If OpenAI’s platform gains traction in premium AI roles, it could siphon off a lucrative segment of the talent market, putting Microsoft and its investors in an awkward position. The relationship is already tense, with Microsoft, under the leadership of AI head Mustafa Suleyman, developing its own foundational AI models to lessen its dependence on OpenAI.

What about algorithm-driven assessment risks?

OpenAI’s new platform could position the company as a gatekeeper for the future of AI-powered work. The company says its AI will create “perfect matches” between companies and job candidates, but if widely adopted, this model concentrates power in a single platform.

The same company that is reshaping jobs with its AI models would also be responsible for allocating talent through its matching and assessment algorithms.

This raises a number of concerns. If the platform gains traction, there is a risk that opaque algorithms could determine a candidate’s visibility and even salary. Furthermore, the platform’s focus on AI-centric skills could disadvantage workers and regions with limited access to upskilling, as AI engineering talent is already concentrated in a handful of economies. This could widen existing gaps in economic opportunity.

However, competition from established players like LinkedIn, online learning platforms such as Coursera and Udemy, and specialized sites like GitHub and Kaggle may help keep OpenAI’s platform in check.

And what about trust?

The rise of AI has led to a surge in professionals claiming AI skills on platforms like LinkedIn, but many of these are self-reported and unverified. This creates a market need for credible credentials.

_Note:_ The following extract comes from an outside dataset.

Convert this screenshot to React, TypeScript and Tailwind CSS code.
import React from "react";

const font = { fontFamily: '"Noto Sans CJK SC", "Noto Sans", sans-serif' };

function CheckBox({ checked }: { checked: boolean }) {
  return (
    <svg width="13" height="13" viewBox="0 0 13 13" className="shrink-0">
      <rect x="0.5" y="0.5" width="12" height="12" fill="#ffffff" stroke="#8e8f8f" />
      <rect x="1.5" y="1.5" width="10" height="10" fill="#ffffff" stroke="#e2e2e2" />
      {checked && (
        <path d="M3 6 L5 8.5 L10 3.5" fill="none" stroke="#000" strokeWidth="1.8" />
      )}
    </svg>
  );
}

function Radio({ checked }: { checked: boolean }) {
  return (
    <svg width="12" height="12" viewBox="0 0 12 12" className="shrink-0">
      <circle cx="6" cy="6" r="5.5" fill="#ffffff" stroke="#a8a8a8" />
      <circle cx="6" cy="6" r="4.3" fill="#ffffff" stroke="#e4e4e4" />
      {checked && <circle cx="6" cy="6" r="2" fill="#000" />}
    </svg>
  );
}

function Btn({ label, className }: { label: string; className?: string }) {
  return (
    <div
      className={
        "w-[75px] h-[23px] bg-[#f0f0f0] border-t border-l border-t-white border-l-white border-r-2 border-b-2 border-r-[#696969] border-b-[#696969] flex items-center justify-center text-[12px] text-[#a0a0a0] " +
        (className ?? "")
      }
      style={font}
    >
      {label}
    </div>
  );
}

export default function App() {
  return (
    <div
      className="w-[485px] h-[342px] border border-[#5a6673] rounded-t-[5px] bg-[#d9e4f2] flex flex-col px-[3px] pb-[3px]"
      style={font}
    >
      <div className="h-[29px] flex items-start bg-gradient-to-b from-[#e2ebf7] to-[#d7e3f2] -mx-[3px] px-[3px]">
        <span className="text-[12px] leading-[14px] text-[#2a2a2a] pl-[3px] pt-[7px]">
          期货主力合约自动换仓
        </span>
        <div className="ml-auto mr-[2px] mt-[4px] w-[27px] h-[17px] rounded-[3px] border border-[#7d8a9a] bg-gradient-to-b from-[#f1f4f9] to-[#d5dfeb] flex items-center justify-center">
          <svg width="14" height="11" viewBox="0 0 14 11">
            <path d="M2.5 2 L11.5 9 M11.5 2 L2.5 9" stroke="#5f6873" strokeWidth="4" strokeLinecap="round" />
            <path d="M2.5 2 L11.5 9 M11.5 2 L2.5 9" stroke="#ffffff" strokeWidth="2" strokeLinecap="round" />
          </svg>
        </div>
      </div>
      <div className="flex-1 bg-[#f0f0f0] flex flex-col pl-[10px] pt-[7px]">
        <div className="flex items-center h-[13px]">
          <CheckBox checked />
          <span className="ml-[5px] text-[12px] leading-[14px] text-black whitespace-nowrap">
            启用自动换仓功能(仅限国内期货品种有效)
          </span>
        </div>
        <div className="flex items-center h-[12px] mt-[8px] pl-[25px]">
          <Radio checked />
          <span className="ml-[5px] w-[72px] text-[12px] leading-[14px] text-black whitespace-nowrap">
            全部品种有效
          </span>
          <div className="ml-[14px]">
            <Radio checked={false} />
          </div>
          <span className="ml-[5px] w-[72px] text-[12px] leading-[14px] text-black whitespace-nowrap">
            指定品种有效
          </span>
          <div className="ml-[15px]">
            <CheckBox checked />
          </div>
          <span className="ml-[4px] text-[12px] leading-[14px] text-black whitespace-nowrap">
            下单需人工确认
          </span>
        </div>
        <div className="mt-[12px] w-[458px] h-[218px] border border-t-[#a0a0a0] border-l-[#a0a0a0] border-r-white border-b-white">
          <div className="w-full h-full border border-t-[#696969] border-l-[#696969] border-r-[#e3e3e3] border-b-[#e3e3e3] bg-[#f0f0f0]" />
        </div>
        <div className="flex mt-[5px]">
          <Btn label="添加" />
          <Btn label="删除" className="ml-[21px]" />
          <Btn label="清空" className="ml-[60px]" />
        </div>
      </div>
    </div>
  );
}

Micro-credentials are gaining traction. A 2024 Coursera survey found that 93% of higher-education leaders believe these certifications help meet employer demand for specific skills. A 2025 study by the Lumina Foundation also found that a majority of employers see micro-credentials as a competitive advantage and are willing to pay a premium for certified candidates. Google Career Certificates are already accepted as degree substitutes at over 150 companies.

However, scepticism remains among some employers who worry that online certifications can be earned through cheating. This is where OpenAI hopes to gain an edge. The company plans to use performance-based assessments—such as live tasks and code reviews—with auditable scoring to ensure the legitimacy of its certifications.

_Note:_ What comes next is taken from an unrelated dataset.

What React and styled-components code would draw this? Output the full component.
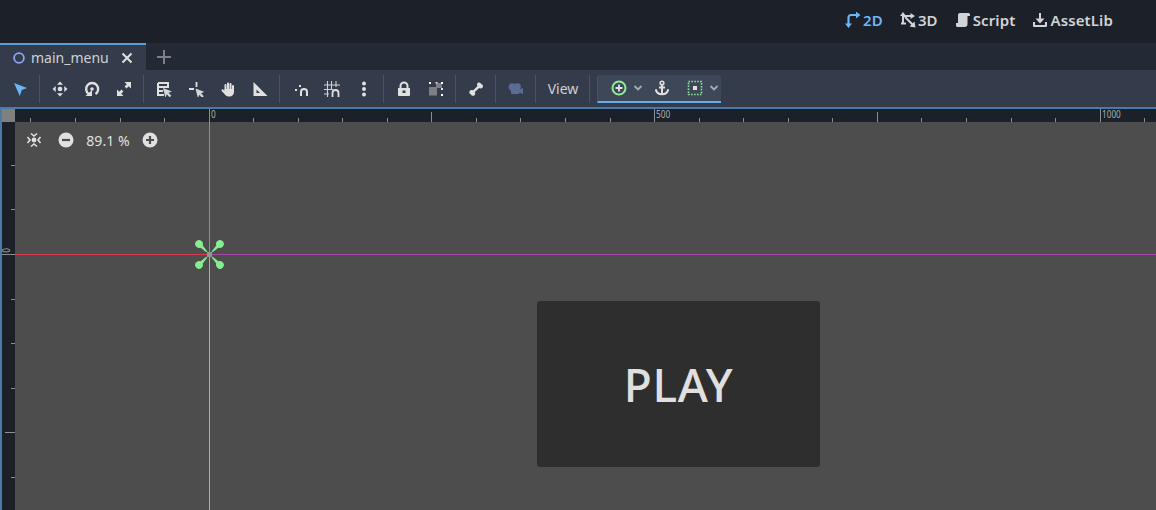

In response, universities will likely begin embedding vendor-agnostic AI literacy and co-branded micro-credentials into their degree programs to avoid ceding this space entirely.

Will an AI-only platform last?

A platform built exclusively for AI jobs risks becoming obsolete if the technology landscape shifts. Unlike LinkedIn, which is industry-agnostic, OpenAI’s marketplace is narrowly tied to the current AI boom. If the next wave of innovation focuses on fields like quantum computing or biotechnology, a single-vertical platform could quickly lose relevance.

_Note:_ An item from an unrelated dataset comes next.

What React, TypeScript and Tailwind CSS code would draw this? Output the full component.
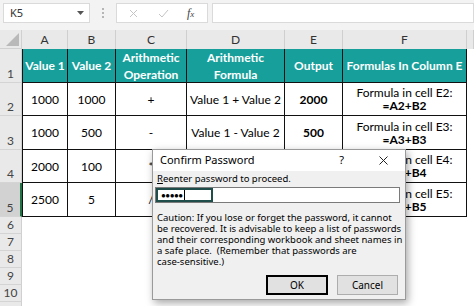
import React from "react";

const cellFont = { fontFamily: "Lato, 'Open Sans', sans-serif" };
const uiFont = { fontFamily: "'Noto Sans', 'Open Sans', sans-serif" };

function RowHead({ n, selected }: { n?: number; selected?: boolean }) {
  return (
    <div
      className={
        "flex items-end justify-center pb-[2px] text-[12px] leading-[13px] text-[#444] border-b border-[#d4d4d4] " +
        (selected
          ? "bg-[#d2d2d2] border-r-2 border-r-[#217346]"
          : "bg-[#e9e9e9] border-r border-r-[#d0d0d0]")
      }
    >
      {n}
    </div>
  );
}

function Head({ children, first }: { children: React.ReactNode; first?: boolean }) {
  return (
    <div
      className={
        "bg-[#17a09b] text-white font-bold text-[12px] leading-[17px] flex items-center justify-center text-center border-r border-b border-[#111] " +
        (first ? "border-l" : "")
      }
    >
      {children}
    </div>
  );
}

function Cell({
  children,
  first,
  bold,
}: {
  children?: React.ReactNode;
  first?: boolean;
  bold?: boolean;
}) {
  return (
    <div
      className={
        "bg-white text-black text-[12px] leading-[13px] flex flex-col items-center justify-center text-center border-r border-b border-[#111] " +
        (first ? "border-l " : "") +
        (bold ? "font-bold" : "")
      }
    >
      {children}
    </div>
  );
}

function Formula({ n }: { n: number }) {
  return (
    <div className="bg-white text-black text-[12px] leading-[13px] flex flex-col items-center justify-center text-center border-r border-b border-[#111]">
      <span>Formula in cell E{n}:</span>
      <span className="font-bold">=A{n}+B{n}</span>
    </div>
  );
}

export default function App() {
  const data = [
    ["1000", "1000", "+", "Value 1 + Value 2", "2000"],
    ["1000", "500", "-", "Value 1 - Value 2", "500"],
    ["2000", "100", "*", "Value 1 * Value 2", "200000"],
    ["2500", "5", "/", "Value 1 / Value 2", "500"],
  ];
  return (
    <div className="relative w-[474px] h-[306px] overflow-hidden bg-white" style={cellFont}>
      {/* formula bar */}
      <div className="h-[30px] bg-[#f3f3f3] flex items-start pt-[3px]">
        <div
          className="ml-[3px] w-[87px] h-[20px] bg-white border border-[#dadada] flex items-center justify-between pl-[6px] pr-[5px] text-[11px] text-[#333]"
          style={uiFont}
        >
          <span>K5</span>
          <svg width="7" height="4" viewBox="0 0 7 4">
            <path d="M0 0 L7 0 L3.5 4 Z" fill="#555" />
          </svg>
        </div>
        <div className="w-[26px] h-[20px] flex flex-col items-center justify-center gap-[2px]">
          <span className="w-[2px] h-[2px] bg-[#b5b5b5]" />
          <span className="w-[2px] h-[2px] bg-[#b5b5b5]" />
          <span className="w-[2px] h-[2px] bg-[#b5b5b5]" />
        </div>
        <div className="w-[92px] h-[20px] bg-white border border-[#dadada] flex items-center">
          <svg className="ml-[12px]" width="9" height="9" viewBox="0 0 9 9">
            <path d="M1 1 L8 8 M8 1 L1 8" stroke="#c4c4c4" strokeWidth="1" />
          </svg>
          <svg className="ml-[20px]" width="11" height="9" viewBox="0 0 11 9">
            <path d="M1 5 L4 8 L10 1" stroke="#c4c4c4" strokeWidth="1" fill="none" />
          </svg>
          <span
            className="ml-[18px] text-[12px] italic text-[#444]"
            style={{ fontFamily: "'Liberation Serif', serif" }}
          >
            f<span className="text-[9px]">x</span>
          </span>
        </div>
        <div className="ml-[4px] flex-1 h-[20px] bg-white border border-[#dadada]" />
      </div>

      {/* sheet grid */}
      <div
        className="grid grid-cols-[22px_46px_48px_71px_98px_58px_124px_7px]"
        style={{ gridTemplateRows: "19px 34px 33px 34px 33px 34px 17px 17px 17px 17px 17px 17px" }}
      >
        {/* column headers */}
        <div className="bg-[#e9e9e9] border-r border-b border-[#d0d0d0] flex items-end justify-end pr-[2px] pb-[2px]">
          <svg width="13" height="13" viewBox="0 0 13 13">
            <path d="M13 0 L13 13 L0 13 Z" fill="#b9b9b9" />
          </svg>
        </div>
        {["A", "B", "C", "D", "E", "F", ""].map((c, i) => (
          <div
            key={i}
            className="bg-[#e9e9e9] border-r border-[#cfcfcf] flex items-center justify-center text-[12px] text-[#333]"
          >
            {c}
          </div>
        ))}

        {/* row 1 */}
        <RowHead n={1} />
        <Head first>Value 1</Head>
        <Head>Value 2</Head>
        <Head>
          Arithmetic
          <br />
          Operation
        </Head>
        <Head>
          Arithmetic
          <br />
          Formula
        </Head>
        <Head>Output</Head>
        <Head>Formulas In Column E</Head>
        <div className="bg-white" />

        {data.map((r, i) => (
          <React.Fragment key={i}>
            <RowHead n={i + 2} selected={i === 3} />
            <Cell first>{r[0]}</Cell>
            <Cell>{r[1]}</Cell>
            <Cell>{r[2]}</Cell>
            <Cell>{r[3]}</Cell>
            <Cell bold>{r[4]}</Cell>
            <Formula n={i + 2} />
            <div className="bg-white" />
          </React.Fragment>
        ))}

        {[6, 7, 8, 9, 10, 0].map((n) => (
          <React.Fragment key={n}>
            <RowHead n={n || undefined} />
            <div className="col-span-7 bg-white" />
          </React.Fragment>
        ))}
      </div>

      {/* dialog */}
      <div
        className="absolute left-[152px] top-[149px] w-[254px] h-[151px] bg-[#f0f0f0] border border-[#9a9a9a] shadow-[2px_3px_8px_rgba(0,0,0,0.35)] flex flex-col text-black"
        style={uiFont}
      >
        <div className="h-[21px] bg-white flex items-center pl-[7px] text-[11px]">
          <span>Confirm Password</span>
          <span className="ml-auto mr-[35px] text-[11px]">?</span>
          <svg className="mr-[17px]" width="9" height="9" viewBox="0 0 9 9">
            <path d="M0.5 0.5 L8.5 8.5 M8.5 0.5 L0.5 8.5" stroke="#222" strokeWidth="1" />
          </svg>
        </div>
        <div className="pl-[4px] pt-[2px] text-[9.5px] leading-[12px]">
          <span className="underline">R</span>eenter password to proceed.
        </div>
        <div className="ml-[2px] mr-[5px] mt-[2px] h-[16px] bg-white border border-[#7a7a7a] flex items-stretch">
          <div className="w-[57px] border-2 border-[#1f4d4a] flex items-center pl-[3px] text-[8px] tracking-[-0.5px]">
            ●●●●●<span className="w-[1px] h-[10px] bg-black ml-[1px]" />
          </div>
        </div>
        <div className="pl-[4px] mt-[9px] text-[9.5px] leading-[11px] whitespace-nowrap">
          Caution: If you lose or forget the password, it cannot
          <br />
          be recovered. It is advisable to keep a list of passwords
          <br />
          and their corresponding workbook and sheet names in
          <br />
          a safe place. &nbsp;(Remember that passwords are
          <br />
          case-sensitive.)
        </div>
        <div className="mt-auto mb-[4px] flex justify-end gap-[9px] pr-[7px] text-[10px]">
          <div className="w-[62px] h-[20px] bg-[#e1e1e1] border-2 border-black flex items-center justify-center">
            OK
          </div>
          <div className="w-[61px] h-[20px] bg-[#e1e1e1] border border-[#adadad] flex items-center justify-center">
            Cancel
          </div>
        </div>
      </div>
    </div>
  );
}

OpenAI is reportedly planning a staged rollout through mid-2026, which would give it time to expand beyond core AI roles into adjacent functions like operations, marketing, and eventually general hiring.

To survive the fast-moving tech cycle, OpenAI will have to adapt. It could expand horizontally into new domains using its existing AI-driven tools, remain a valuable but niche “AI guild”, or position itself as a white-label infrastructure provider that powers other vertical marketplaces. The company’s ability to pivot will be critical to its long-term success.